## Exercise brief
Your task is to give the number of lines in the listing that include "this", and nothing else.
Begin Raw data
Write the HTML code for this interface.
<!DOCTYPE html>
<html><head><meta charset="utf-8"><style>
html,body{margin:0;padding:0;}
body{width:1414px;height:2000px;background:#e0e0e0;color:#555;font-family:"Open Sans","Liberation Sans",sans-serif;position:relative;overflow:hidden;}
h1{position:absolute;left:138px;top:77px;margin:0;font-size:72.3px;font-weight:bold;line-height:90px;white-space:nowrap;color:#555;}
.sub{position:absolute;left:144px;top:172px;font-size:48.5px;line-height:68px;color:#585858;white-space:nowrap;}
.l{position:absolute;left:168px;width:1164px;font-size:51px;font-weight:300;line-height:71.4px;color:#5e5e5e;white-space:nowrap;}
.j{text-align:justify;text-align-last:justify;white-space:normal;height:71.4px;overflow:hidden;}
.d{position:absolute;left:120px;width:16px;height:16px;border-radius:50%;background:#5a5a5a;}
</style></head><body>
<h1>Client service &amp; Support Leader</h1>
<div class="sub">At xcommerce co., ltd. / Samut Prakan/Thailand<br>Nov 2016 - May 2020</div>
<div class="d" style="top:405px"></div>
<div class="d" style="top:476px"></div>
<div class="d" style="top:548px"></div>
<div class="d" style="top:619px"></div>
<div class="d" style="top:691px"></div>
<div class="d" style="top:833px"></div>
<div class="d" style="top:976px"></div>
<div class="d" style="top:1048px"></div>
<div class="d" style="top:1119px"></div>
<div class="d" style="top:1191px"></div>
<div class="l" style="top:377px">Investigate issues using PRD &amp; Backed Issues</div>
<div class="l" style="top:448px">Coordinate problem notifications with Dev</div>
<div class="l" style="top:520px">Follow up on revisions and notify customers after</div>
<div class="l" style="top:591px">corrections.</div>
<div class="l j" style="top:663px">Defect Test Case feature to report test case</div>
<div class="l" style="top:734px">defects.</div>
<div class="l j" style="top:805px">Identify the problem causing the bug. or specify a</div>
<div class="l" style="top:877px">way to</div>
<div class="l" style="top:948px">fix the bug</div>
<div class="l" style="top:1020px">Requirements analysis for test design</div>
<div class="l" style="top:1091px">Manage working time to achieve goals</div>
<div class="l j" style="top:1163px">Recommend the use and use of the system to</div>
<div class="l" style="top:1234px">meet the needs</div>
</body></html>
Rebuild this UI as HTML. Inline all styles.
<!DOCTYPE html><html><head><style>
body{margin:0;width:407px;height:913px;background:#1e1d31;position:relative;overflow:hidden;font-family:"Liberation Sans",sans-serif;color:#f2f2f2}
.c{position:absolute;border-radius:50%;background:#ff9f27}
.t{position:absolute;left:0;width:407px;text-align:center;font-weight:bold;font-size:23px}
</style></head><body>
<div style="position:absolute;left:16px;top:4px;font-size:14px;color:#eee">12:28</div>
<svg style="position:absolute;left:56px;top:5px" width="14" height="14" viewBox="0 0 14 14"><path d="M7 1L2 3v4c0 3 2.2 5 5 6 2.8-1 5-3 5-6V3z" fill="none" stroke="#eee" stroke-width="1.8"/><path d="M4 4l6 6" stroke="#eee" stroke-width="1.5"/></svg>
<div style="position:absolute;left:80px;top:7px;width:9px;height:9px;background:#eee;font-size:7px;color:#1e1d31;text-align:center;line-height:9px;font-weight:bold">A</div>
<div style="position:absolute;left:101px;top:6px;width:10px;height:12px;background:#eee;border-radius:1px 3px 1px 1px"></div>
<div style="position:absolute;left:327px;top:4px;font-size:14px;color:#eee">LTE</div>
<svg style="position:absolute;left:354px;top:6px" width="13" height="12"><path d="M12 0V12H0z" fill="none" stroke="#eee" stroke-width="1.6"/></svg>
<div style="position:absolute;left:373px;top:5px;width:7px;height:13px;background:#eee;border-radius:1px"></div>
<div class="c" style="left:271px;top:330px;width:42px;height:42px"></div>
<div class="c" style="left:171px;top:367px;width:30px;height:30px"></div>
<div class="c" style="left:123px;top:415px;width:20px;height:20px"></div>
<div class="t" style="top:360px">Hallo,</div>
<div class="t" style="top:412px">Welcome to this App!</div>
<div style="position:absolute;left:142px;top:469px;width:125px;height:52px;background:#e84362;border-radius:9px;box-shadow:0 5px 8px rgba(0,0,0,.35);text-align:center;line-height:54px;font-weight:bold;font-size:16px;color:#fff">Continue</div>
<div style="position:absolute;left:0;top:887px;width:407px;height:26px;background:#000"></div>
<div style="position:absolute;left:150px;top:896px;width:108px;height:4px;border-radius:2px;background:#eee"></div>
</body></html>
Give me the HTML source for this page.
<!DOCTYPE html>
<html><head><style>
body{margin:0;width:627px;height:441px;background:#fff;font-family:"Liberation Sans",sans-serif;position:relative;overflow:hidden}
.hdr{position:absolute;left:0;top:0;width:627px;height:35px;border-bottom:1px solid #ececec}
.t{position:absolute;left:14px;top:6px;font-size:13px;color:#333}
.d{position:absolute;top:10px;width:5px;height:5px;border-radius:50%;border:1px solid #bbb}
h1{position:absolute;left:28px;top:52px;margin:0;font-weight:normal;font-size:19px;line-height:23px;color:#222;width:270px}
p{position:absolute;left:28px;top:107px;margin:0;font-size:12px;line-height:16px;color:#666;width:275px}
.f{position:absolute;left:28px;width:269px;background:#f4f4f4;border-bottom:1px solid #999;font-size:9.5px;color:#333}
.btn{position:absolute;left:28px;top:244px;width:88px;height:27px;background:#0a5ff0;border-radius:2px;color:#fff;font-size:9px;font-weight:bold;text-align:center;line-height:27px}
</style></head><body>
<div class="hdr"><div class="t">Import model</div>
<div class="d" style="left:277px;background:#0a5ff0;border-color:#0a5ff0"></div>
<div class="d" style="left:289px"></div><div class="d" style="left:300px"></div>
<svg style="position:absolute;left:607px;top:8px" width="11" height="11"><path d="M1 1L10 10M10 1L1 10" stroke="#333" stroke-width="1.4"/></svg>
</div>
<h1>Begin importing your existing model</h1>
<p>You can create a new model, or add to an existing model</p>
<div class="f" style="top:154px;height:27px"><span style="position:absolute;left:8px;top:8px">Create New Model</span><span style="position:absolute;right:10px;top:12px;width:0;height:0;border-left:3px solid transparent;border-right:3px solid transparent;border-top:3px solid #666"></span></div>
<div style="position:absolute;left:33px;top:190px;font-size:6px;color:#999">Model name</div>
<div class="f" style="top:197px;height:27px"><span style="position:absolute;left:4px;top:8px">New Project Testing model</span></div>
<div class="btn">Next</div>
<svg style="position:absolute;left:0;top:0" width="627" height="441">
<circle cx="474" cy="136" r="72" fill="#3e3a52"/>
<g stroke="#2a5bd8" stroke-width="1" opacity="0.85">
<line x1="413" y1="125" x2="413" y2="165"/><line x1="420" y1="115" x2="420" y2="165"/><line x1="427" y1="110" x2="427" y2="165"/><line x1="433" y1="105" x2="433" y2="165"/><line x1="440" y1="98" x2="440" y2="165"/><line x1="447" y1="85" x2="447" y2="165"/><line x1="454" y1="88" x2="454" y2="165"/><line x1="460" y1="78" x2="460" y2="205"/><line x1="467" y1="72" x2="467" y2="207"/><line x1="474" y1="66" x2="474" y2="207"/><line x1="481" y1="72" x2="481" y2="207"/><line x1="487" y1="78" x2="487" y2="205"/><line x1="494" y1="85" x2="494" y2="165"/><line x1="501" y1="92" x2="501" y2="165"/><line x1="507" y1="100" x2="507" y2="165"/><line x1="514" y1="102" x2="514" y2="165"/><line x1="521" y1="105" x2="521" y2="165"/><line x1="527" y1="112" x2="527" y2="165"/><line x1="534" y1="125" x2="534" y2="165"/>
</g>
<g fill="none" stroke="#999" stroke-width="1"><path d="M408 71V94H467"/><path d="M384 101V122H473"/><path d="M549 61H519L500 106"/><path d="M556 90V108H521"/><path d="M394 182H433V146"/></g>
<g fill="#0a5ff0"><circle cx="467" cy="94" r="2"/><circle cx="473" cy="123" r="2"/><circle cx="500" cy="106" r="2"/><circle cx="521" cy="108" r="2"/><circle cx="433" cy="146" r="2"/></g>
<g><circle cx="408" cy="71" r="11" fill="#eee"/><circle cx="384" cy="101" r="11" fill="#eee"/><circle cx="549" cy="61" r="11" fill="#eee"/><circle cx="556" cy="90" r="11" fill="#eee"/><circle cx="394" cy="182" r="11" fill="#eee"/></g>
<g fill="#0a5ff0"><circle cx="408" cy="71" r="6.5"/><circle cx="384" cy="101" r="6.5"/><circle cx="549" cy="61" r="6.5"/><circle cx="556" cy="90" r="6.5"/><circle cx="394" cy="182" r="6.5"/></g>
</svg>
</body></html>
End Raw data
## Answer to the exercise
4